A weak form of acetic acid, apple cider vinegar is made from crushed apples that are combined with yeast and sugar, fermented into alcohol, and then fermented again into sour vinegar. For thousands of years, it has been used in diverse traditional wellness practices, from soothing sunburns and jellyfish stings, to cleansing the skin, and in a number of internal applications.** In fact, historical records show that Hippocrates used apple cider vinegar mixed with honey to help his patients as early as 400 B.C.**
Today, this tangy substance may offer a range of wellness benefits.** It supplies abundant essential nutrients, including folic acid, potassium, calcium, iron, copper, magnesium, pectin, B vitamins and vitamin C. For some, apple cider vinegar might help to maintain healthy blood sugar levels already within normal range.** It also may have an influence on triglyceride and LDL cholesterol levels already within normal range, which are both indicators of overall cardiovascular health.**
Apple cider vinegar may have a role to play in weight management programs, as it may help to promote satiety, or a feeling of fullness, as well as supporting desirable body mass.** Additional folk uses include promoting comfort in joints and muscles, assisting with detoxification efforts, helping with stomach issues, and maintaining healthy skin.**
Apple Cider Vinegar Supplements
Apple cider vinegar supplements are available in liquid, tablet, or capsule form. Liquid apple cider vinegar can be ingested (diluted with water) or applied topically. Tablet and capsules can achieve high potency, and are made from apple cider vinegar powder. Some prefer tablets and capsules because they don’t have the strong smell and taste associated with liquid vinegar.

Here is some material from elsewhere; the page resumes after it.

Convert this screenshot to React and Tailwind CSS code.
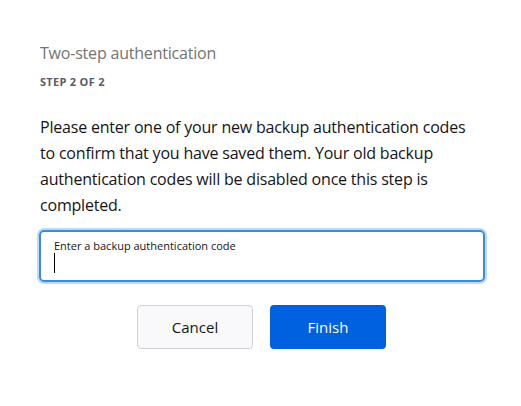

Apple Cider Vinegar Directions for Use
Before adding these supplements to your wellness program, consult with a healthcare professional. No standard apple cider vinegar dosage has been established for this supplement. Tablets and capsules may contain from 245 mg to 900 mg of apple cider vinegar. The liquid form is typically administered in 2 tablespoon servings that are mixed with water.